Wait as – becoming spent, a painful hope
(Yachal, Perimeno, Tsaphah, Chuwl)
Category three is one to which many of us can relate. Depending on what we are waiting for and how long we are waiting – the exercise can leave us dried up. Waiting can and does suck the desire out of us for that which inspired our wait. That is why it is always wise before making a purchase, large or small, to ‘sleep on it.’ The small extension of time, the short wait, has a way of stabilizing our desire and proving it to be worthy or not of further action.
In a deeper sense this wait also has to do with relief. Whether it is waiting for a trying time to be over, a sickness to end, or a loved one to return these sort of waits can be painful.

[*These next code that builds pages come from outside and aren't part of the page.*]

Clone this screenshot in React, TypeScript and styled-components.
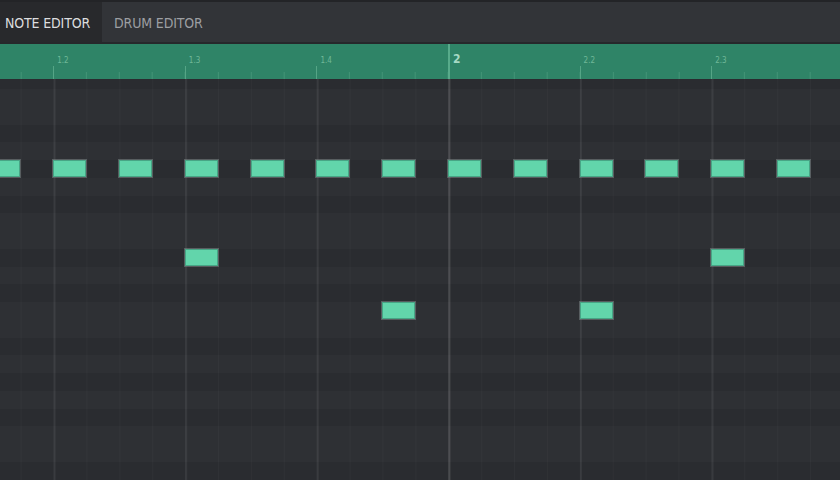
import React from 'react';
import styled, { createGlobalStyle } from 'styled-components';

// grid geometry (px)
const SIXTEENTH = 32.9;
const BEAT = SIXTEENTH * 4;
const SCROLL_X = 78.4;
const ROW_H = 17.75;
const SCROLL_Y = 7.75;
const ROW_COUNT = 25;
const BEAT_COUNT = 8;
const BEATS_PER_BAR = 4;

const BLACK_KEYS = [1, 3, 6, 8, 10];
// pitch class of the row, counting down from the top visible row (C#)
const pitchClass = (row: number) => (((13 - row) % 12) + 12) % 12;

interface Note {
  row: number;
  step: number;
  length: number;
}

const notes: Note[] = [
  ...Array.from({ length: 13 }, (_, i) => ({ row: 5, step: 2 + i * 2, length: 1 })),
  { row: 10, step: 8, length: 1 },
  { row: 10, step: 24, length: 1 },
  { row: 13, step: 14, length: 1 },
  { row: 13, step: 20, length: 1 },
];

const GlobalStyle = createGlobalStyle`
  html, body {
    margin: 0;
    padding: 0;
    background: #2c2e32;
  }
  * {
    box-sizing: border-box;
  }
`;

const Editor = styled.div`
  width: 840px;
  height: 480px;
  overflow: hidden;
  display: flex;
  flex-direction: column;
  background: #2c2e32;
  font-family: "DejaVu Sans Condensed", "DejaVu Sans", sans-serif;
`;

const TabBar = styled.div`
  height: 44px;
  flex: none;
  display: flex;
  background: #323438;
  border-top: 2px solid #232427;
  border-bottom: 2px solid #26282b;
`;

interface TabProps {
  active?: boolean;
}

const Tab = styled.div<TabProps>`
  display: flex;
  align-items: center;
  padding: 1px 12px 0;
  font-size: 14px;
  letter-spacing: -0.15px;
  color: ${({ active }) => (active ? '#dcdddf' : '#9c9ea2')};
  background: ${({ active }) => (active ? '#28292c' : 'transparent')};
  &:first-child {
    padding-left: 5px;
  }
`;

const Ruler = styled.div`
  height: 35px;
  flex: none;
  overflow: hidden;
  background: #2f8467;
  display: flex;
`;

const RulerTrack = styled.div`
  display: flex;
  margin-left: -${SCROLL_X}px;
`;

interface BeatCellProps {
  isBar: boolean;
}

const BeatCell = styled.div<BeatCellProps>`
  flex: none;
  width: ${BEAT}px;
  height: 100%;
  padding-left: ${({ isBar }) => (isBar ? 5 : 4)}px;
  padding-top: ${({ isBar }) => (isBar ? 9 : 13)}px;
  background:
    ${({ isBar }) =>
      isBar
        ? 'linear-gradient(to right, #58ab8b 2px, transparent 2px) 0 0 / 100% 100% no-repeat,'
        : ''}
    linear-gradient(to right, #55a586 1px, transparent 1px) 0 100% / 100% 13px no-repeat,
    linear-gradient(to right, #429476 1px, transparent 1px) 0 100% / ${SIXTEENTH}px 7px repeat-x;
`;

const BeatLabel = styled.span<BeatCellProps>`
  display: block;
  font-size: ${({ isBar }) => (isBar ? 12 : 8)}px;
  font-weight: ${({ isBar }) => (isBar ? 700 : 400)};
  line-height: 1;
  color: ${({ isBar }) => (isBar ? '#a6d9c4' : '#6fb898')};
`;

const Viewport = styled.div`
  flex: 1;
  overflow: hidden;
  display: flex;
`;

const Canvas = styled.div`
  position: relative;
  flex: none;
  width: ${BEAT * BEAT_COUNT}px;
  margin: -${SCROLL_Y}px 0 0 -${SCROLL_X}px;
`;

const Rows = styled.div`
  display: flex;
  flex-direction: column;
`;

interface KeyRowProps {
  black: boolean;
}

const KeyRow = styled.div<KeyRowProps>`
  height: ${ROW_H}px;
  flex: none;
  background: ${({ black }) => (black ? '#2a2c30' : '#2e3034')};
`;

const GridLines = styled.div`
  position: absolute;
  inset: 0;
  pointer-events: none;
  background:
    linear-gradient(to right, rgba(255, 255, 255, 0.09) 2px, transparent 2px) 0 0 / ${BEAT * BEATS_PER_BAR}px 100% repeat-x,
    linear-gradient(to right, rgba(255, 255, 255, 0.06) 1.5px, transparent 1.5px) 0 0 / ${BEAT}px 100% repeat-x,
    linear-gradient(to right, rgba(255, 255, 255, 0.025) 1px, transparent 1px) 0 0 / ${SIXTEENTH}px 100% repeat-x;
`;

const NoteBlock = styled.div`
  position: absolute;
  height: ${ROW_H - 1}px;
  background: #62d5ab;
  border: 1px solid #47a585;
  box-shadow: 0 0 0 1px rgba(140, 150, 150, 0.45);
`;

const beatLabel = (index: number) => {
  const bar = Math.floor(index / BEATS_PER_BAR) + 1;
  const beat = (index % BEATS_PER_BAR) + 1;
  return beat === 1 ? `${bar}` : `${bar}.${beat}`;
};

export default function App() {
  return (
    <>
      <GlobalStyle />
      <Editor>
        <TabBar>
          <Tab active>NOTE EDITOR</Tab>
          <Tab>DRUM EDITOR</Tab>
        </TabBar>
        <Ruler>
          <RulerTrack>
            {Array.from({ length: BEAT_COUNT }, (_, i) => {
              const isBar = i % BEATS_PER_BAR === 0;
              // labels of the beats scrolled out of view are not drawn
              const visible = i > 0 && i < BEAT_COUNT - 1;
              return (
                <BeatCell key={i} isBar={isBar}>
                  {visible && <BeatLabel isBar={isBar}>{beatLabel(i)}</BeatLabel>}
                </BeatCell>
              );
            })}
          </RulerTrack>
        </Ruler>
        <Viewport>
          <Canvas>
            <Rows>
              {Array.from({ length: ROW_COUNT }, (_, r) => (
                <KeyRow key={r} black={BLACK_KEYS.includes(pitchClass(r))} />
              ))}
            </Rows>
            <GridLines />
            {notes.map((n, i) => (
              <NoteBlock
                key={i}
                style={{
                  left: n.step * SIXTEENTH,
                  top: n.row * ROW_H,
                  width: n.length * SIXTEENTH,
                }}
              />
            ))}
          </Canvas>
        </Viewport>
      </Editor>
    </>
  );
}
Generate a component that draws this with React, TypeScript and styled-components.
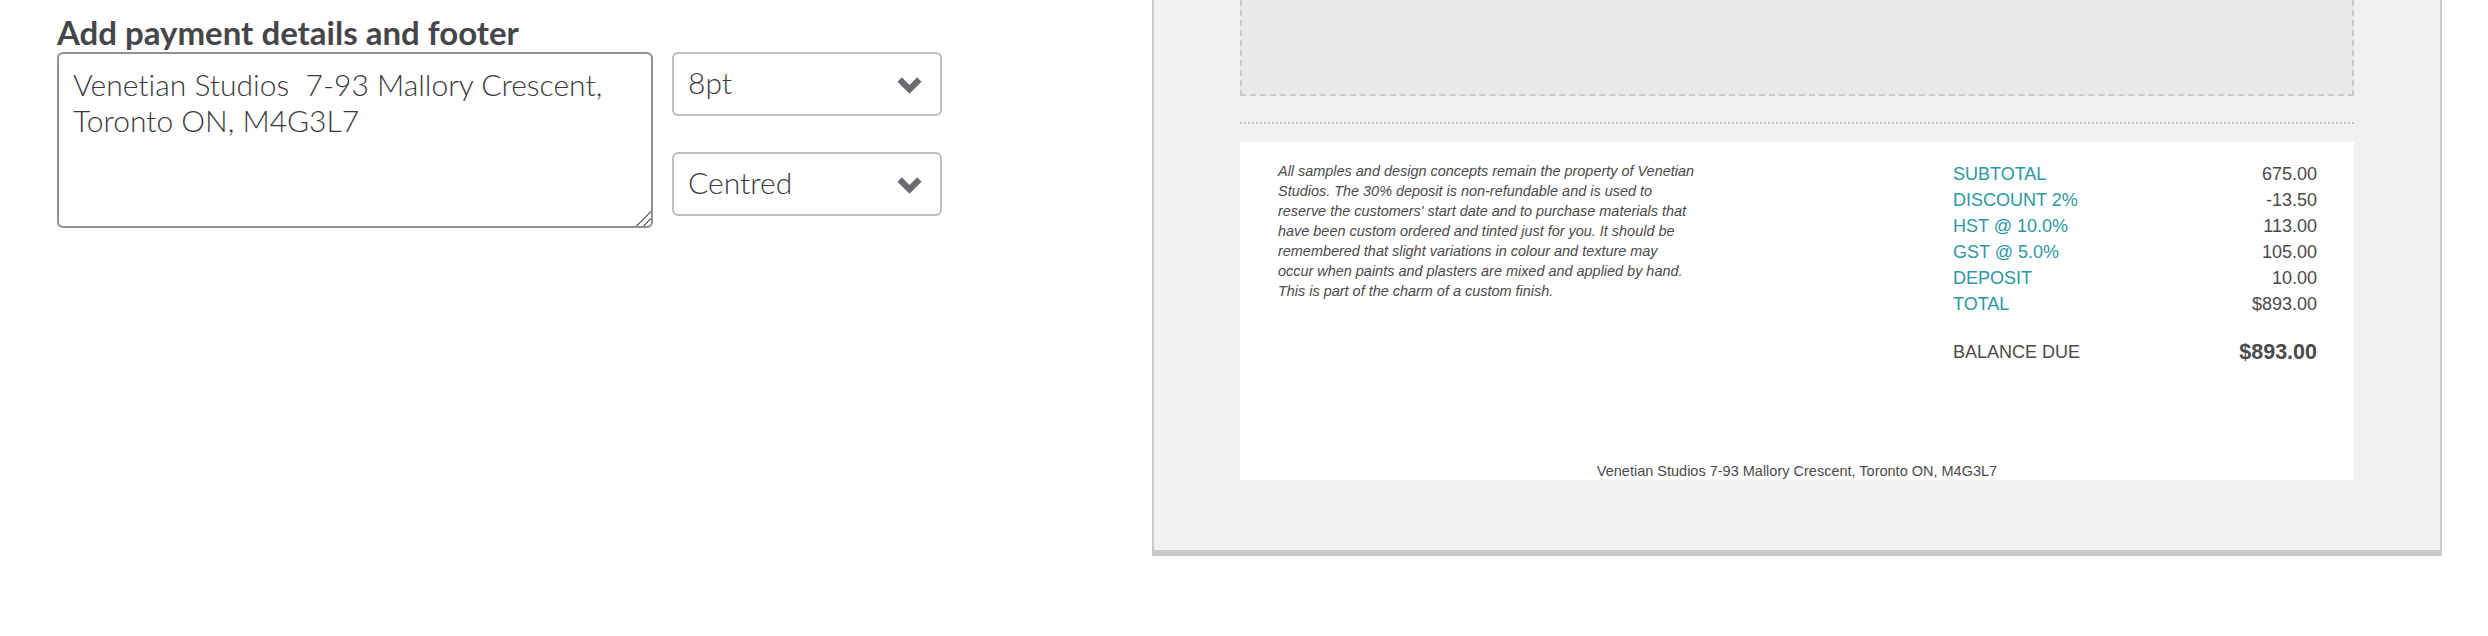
import React from 'react';
import styled, { createGlobalStyle } from 'styled-components';

const GlobalStyle = createGlobalStyle`
  html, body {
    margin: 0;
    padding: 0;
    background: #fff;
  }
`;

const summaryRows = [
  { label: 'SUBTOTAL', value: '675.00' },
  { label: 'DISCOUNT 2%', value: '-13.50' },
  { label: 'HST @ 10.0%', value: '113.00' },
  { label: 'GST @ 5.0%', value: '105.00' },
  { label: 'DEPOSIT', value: '10.00' },
  { label: 'TOTAL', value: '$893.00' },
];

const Chevron = () => (
  <ChevronIcon viewBox="0 0 26 18" aria-hidden="true">
    <path d="M0.5 5.5 L5 1 L13 9 L21 1 L25.5 5.5 L13 18 Z" fill="#6b6c72" />
  </ChevronIcon>
);

const App = () => (
  <Page>
    <GlobalStyle />
    <FormColumn>
      <Heading>Add payment details and footer</Heading>
      <FormRow>
        <FooterInput
          defaultValue={'Venetian Studios  7-93 Mallory Crescent, Toronto ON, M4G3L7'}
        />
        <SelectColumn>
          <SelectBox>
            <SelectText>8pt</SelectText>
            <Chevron />
          </SelectBox>
          <SelectBox>
            <SelectText>Centred</SelectText>
            <Chevron />
          </SelectBox>
        </SelectColumn>
      </FormRow>
    </FormColumn>
    <Preview>
      <Dropzone />
      <Divider />
      <InvoiceFoot>
        <FootColumns>
          <Terms>
            All samples and design concepts remain the property of Venetian
            Studios. The 30% deposit is non-refundable and is used to reserve
            the customers' start date and to purchase materials that have been
            custom ordered and tinted just for you. It should be remembered
            that slight variations in colour and texture may occur when paints
            and plasters are mixed and applied by hand. This is part of the
            charm of a custom finish.
          </Terms>
          <Summary>
            {summaryRows.map((row) => (
              <SummaryRow key={row.label}>
                <SummaryLabel>{row.label}</SummaryLabel>
                <span>{row.value}</span>
              </SummaryRow>
            ))}
            <BalanceRow>
              <span>BALANCE DUE</span>
              <BalanceValue>$893.00</BalanceValue>
            </BalanceRow>
          </Summary>
        </FootColumns>
        <FooterLine>Venetian Studios 7-93 Mallory Crescent, Toronto ON, M4G3L7</FooterLine>
      </InvoiceFoot>
    </Preview>
  </Page>
);

export default App;

const Page = styled.div`
  display: flex;
  justify-content: space-between;
  align-items: flex-start;
  width: 2488px;
  height: 636px;
  padding-right: 46px;
  box-sizing: border-box;
  overflow: hidden;
  font-family: 'Liberation Sans', Arial, sans-serif;
`;

const FormColumn = styled.div`
  padding: 13px 0 0 57px;
  color: #393a3d;
  font-family: Lato, 'Open Sans', sans-serif;
  font-variant-ligatures: none;
`;

const Heading = styled.h2`
  margin: 0;
  height: 39px;
  font-size: 33px;
  line-height: 38px;
  font-weight: 700;
  color: #45464a;
`;

const FormRow = styled.div`
  display: flex;
  gap: 19px;
`;

const FooterInput = styled.textarea`
  display: block;
  width: 596px;
  height: 176px;
  margin: 0;
  padding: 12px 14px;
  box-sizing: border-box;
  border: 2px solid #8d9096;
  border-radius: 6px;
  outline: none;
  resize: both;
  color: #393a3d;
  font-family: Lato, 'Open Sans', sans-serif;
  font-size: 30px;
  line-height: 36px;
  font-weight: 300;
  font-variant-ligatures: none;

  &::-webkit-resizer {
    background: linear-gradient(
      135deg,
      transparent 0 47%,
      #777 47% 54%,
      transparent 54% 72%,
      #777 72% 79%,
      transparent 79%
    );
  }
`;

const SelectColumn = styled.div`
  display: flex;
  flex-direction: column;
  gap: 36px;
`;

const SelectBox = styled.div`
  display: flex;
  justify-content: space-between;
  align-items: center;
  width: 270px;
  height: 64px;
  padding: 0 18px 0 14px;
  box-sizing: border-box;
  border: 2px solid #babec5;
  border-radius: 6px;
  color: #393a3d;
  font-size: 30px;
  font-weight: 300;
`;

const SelectText = styled.span`
  margin-top: -4px;
`;

const ChevronIcon = styled.svg`
  width: 25px;
  height: 18px;
  margin-top: 2px;
`;

const Preview = styled.section`
  width: 1290px;
  height: 556px;
  padding: 0 86px;
  box-sizing: border-box;
  background: #f1f1f1;
  border-left: 2px solid #cacaca;
  border-right: 2px solid #cacaca;
  border-bottom: 6px solid #cacaca;
`;

const Dropzone = styled.div`
  height: 96px;
  box-sizing: border-box;
  background: #e9e9e9;
  border: 2px dashed #cacaca;
  border-top: none;
`;

const Divider = styled.div`
  margin: 26px 0 18px;
  border-top: 2px dotted #c4c4c4;
`;

const InvoiceFoot = styled.div`
  display: flex;
  flex-direction: column;
  justify-content: space-between;
  height: 338px;
  background: #fff;
  color: #4a4a4a;
`;

const FootColumns = styled.div`
  display: flex;
  justify-content: space-between;
  padding: 19px 37px 0 38px;
`;

const Terms = styled.p`
  width: 418px;
  margin: 0;
  font-size: 14.45px;
  line-height: 20px;
  font-style: italic;
`;

const Summary = styled.div`
  width: 364px;
  font-size: 18px;
`;

const SummaryRow = styled.div`
  display: flex;
  justify-content: space-between;
  height: 26px;
  line-height: 26px;
`;

const SummaryLabel = styled.span`
  color: #2a98a2;
`;

const BalanceRow = styled.div`
  display: flex;
  justify-content: space-between;
  align-items: center;
  margin-top: 20px;
  height: 30px;
`;

const BalanceValue = styled.span`
  font-size: 21.5px;
  font-weight: 700;
`;

const FooterLine = styled.div`
  text-align: center;
  font-size: 14.5px;
  line-height: 18px;
`;
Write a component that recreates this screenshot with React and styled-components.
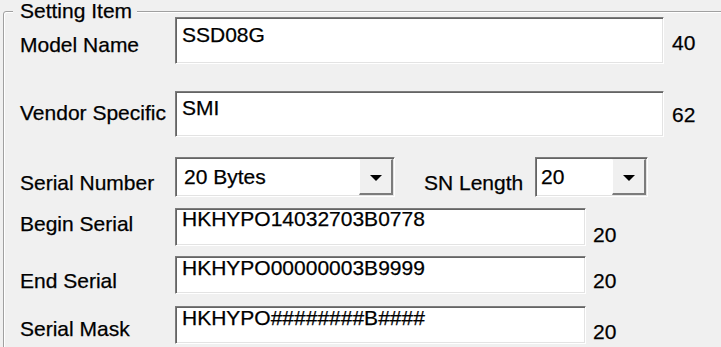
import React from "react";
import styled, { createGlobalStyle } from "styled-components";

const GlobalStyle = createGlobalStyle`
  html, body {
    margin: 0;
    padding: 0;
    background: #f0f0f0;
    overflow: hidden;
  }
  body {
    font-family: "Liberation Sans", Arial, sans-serif;
    font-size: 21px;
    color: #000;
    -webkit-text-stroke: 0.25px #000;
  }
`;

const Page = styled.div`
  width: 721px;
  height: 347px;
  overflow: hidden;
  background: #f0f0f0;
`;

const GroupBox = styled.section`
  position: relative;
  width: 760px;
  height: 360px;
  margin: 11px 0 0 3px;
  border: 1px solid #a0a0a0;
  border-radius: 3px;
  box-shadow: inset 1px 1px 0 #ffffff;
  padding: 5px 0 0 16px;
  box-sizing: border-box;
`;

// caption sits over the group box line
const Caption = styled.span`
  position: absolute;
  top: -13px;
  left: 9px;
  padding: 0 5px 0 7px;
  line-height: 24px;
  background: #f0f0f0;
  white-space: nowrap;
`;

const Row = styled.div`
  display: flex;
  align-items: flex-start;
  margin-top: ${(p) => p.$gap || 0}px;
`;

const Label = styled.span`
  flex: none;
  width: ${(p) => p.$width || 155}px;
  margin-left: ${(p) => p.$left || 0}px;
  margin-top: ${(p) => p.$dy}px;
  line-height: 24px;
  white-space: nowrap;
`;

const Count = styled.span`
  margin-left: ${(p) => p.$left}px;
  margin-top: ${(p) => p.$dy}px;
  line-height: 24px;
`;

const Edit = styled.div`
  flex: none;
  box-sizing: border-box;
  width: ${(p) => p.$width}px;
  height: ${(p) => p.$height}px;
  padding: ${(p) => p.$padTop}px 6px 0 6px;
  background: #fff;
  border: 1px solid;
  border-color: #7c7c7c #ffffff #ffffff #7c7c7c;
  box-shadow: inset 1px 1px 0 #646464, inset -1px -1px 0 #e3e3e3;
  line-height: 20px;
  white-space: nowrap;
  overflow: hidden;
`;

const Combo = styled.div`
  flex: none;
  display: flex;
  box-sizing: border-box;
  width: ${(p) => p.$width}px;
  height: 40px;
  border: 1px solid;
  border-color: #7c7c7c #ffffff #ffffff #7c7c7c;
  box-shadow: inset 1px 1px 0 #646464, inset -1px -1px 0 #e3e3e3;
  background: #fff;
`;

const ComboValue = styled.div`
  flex: 1;
  padding: 8px 0 0 ${(p) => p.$indent}px;
  line-height: 20px;
  margin: 1px 0 1px 1px;
  white-space: nowrap;
`;

const DropButton = styled.div`
  flex: none;
  width: 34px;
  margin: 1px 1px 1px 0;
  box-sizing: border-box;
  display: flex;
  align-items: center;
  justify-content: center;
  background: #f0f0f0;
  border-left: 1px solid #ffffff;
  border-top: 1px solid #f0f0f0;
  border-right: 2px solid #7c7c7c;
  border-bottom: 2px solid #7c7c7c;
`;

const Arrow = styled.span`
  width: 0;
  height: 0;
  border-left: 6px solid transparent;
  border-right: 6px solid transparent;
  border-top: 6px solid #000;
  margin-top: 2px;
`;

function ComboBox({ value, width, indent }) {
  return (
    <Combo $width={width}>
      <ComboValue $indent={indent}>{value}</ComboValue>
      <DropButton>
        <Arrow />
      </DropButton>
    </Combo>
  );
}

export default function App() {
  return (
    <Page>
      <GlobalStyle />
      <GroupBox>
        <Caption>Setting Item</Caption>

        <Row>
          <Label $dy={16}>Model Name</Label>
          <Edit $width={489} $height={47} $padTop={7}>SSD08G</Edit>
          <Count $left={8} $dy={14}>40</Count>
        </Row>

        <Row $gap={27}>
          <Label $dy={10}>Vendor Specific</Label>
          <Edit $width={489} $height={46} $padTop={6}>SMI</Edit>
          <Count $left={8} $dy={12}>62</Count>
        </Row>

        <Row $gap={20}>
          <Label $dy={14}>Serial Number</Label>
          <ComboBox value="20 Bytes" width={220} indent={7} />
          <Label $dy={14} $left={29} $width={111}>SN Length</Label>
          <ComboBox value="20" width={113} indent={4} />
        </Row>

        <Row $gap={11}>
          <Label $dy={4}>Begin Serial</Label>
          <Edit $width={411} $height={38} $padTop={0}>HKHYPO14032703B0778</Edit>
          <Count $left={7} $dy={15}>20</Count>
        </Row>

        <Row $gap={9}>
          <Label $dy={13}>End Serial</Label>
          <Edit $width={411} $height={38} $padTop={1}>HKHYPO00000003B9999</Edit>
          <Count $left={7} $dy={13}>20</Count>
        </Row>

        <Row $gap={12}>
          <Label $dy={11}>Serial Mask</Label>
          <Edit $width={411} $height={38} $padTop={1}>HKHYPO########B####</Edit>
          <Count $left={7} $dy={14}>20</Count>
        </Row>
      </GroupBox>
    </Page>
  );
}
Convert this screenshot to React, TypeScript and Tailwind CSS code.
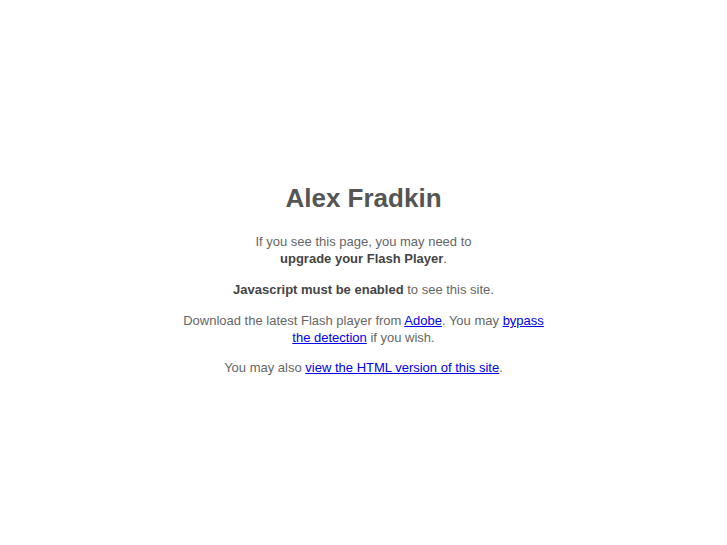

We “writhe in pain” (Mic 1:12) and come to the end of ourselves during the delay (Job 14:14; Psalm 69:3).
The previous categories highlighted the one waiting, this one focuses upon the one we are waiting for. Just as trials refine us as fire refines gold (Job 23:10), so waiting refines us by disengaging us from those things unworthy of our wait. This pain and desire for relief will not be satisfied by lesser things. During a wait, one is forced to evaluate the worth of the object of their wait. Does the end justify the means, in one sense. If it does, than the pain may be understood as an investment reaping back many times its worth, if the object is not worthy, than the wait should expire prematurely and the focus be repositioned upon something more immediate or more valuable.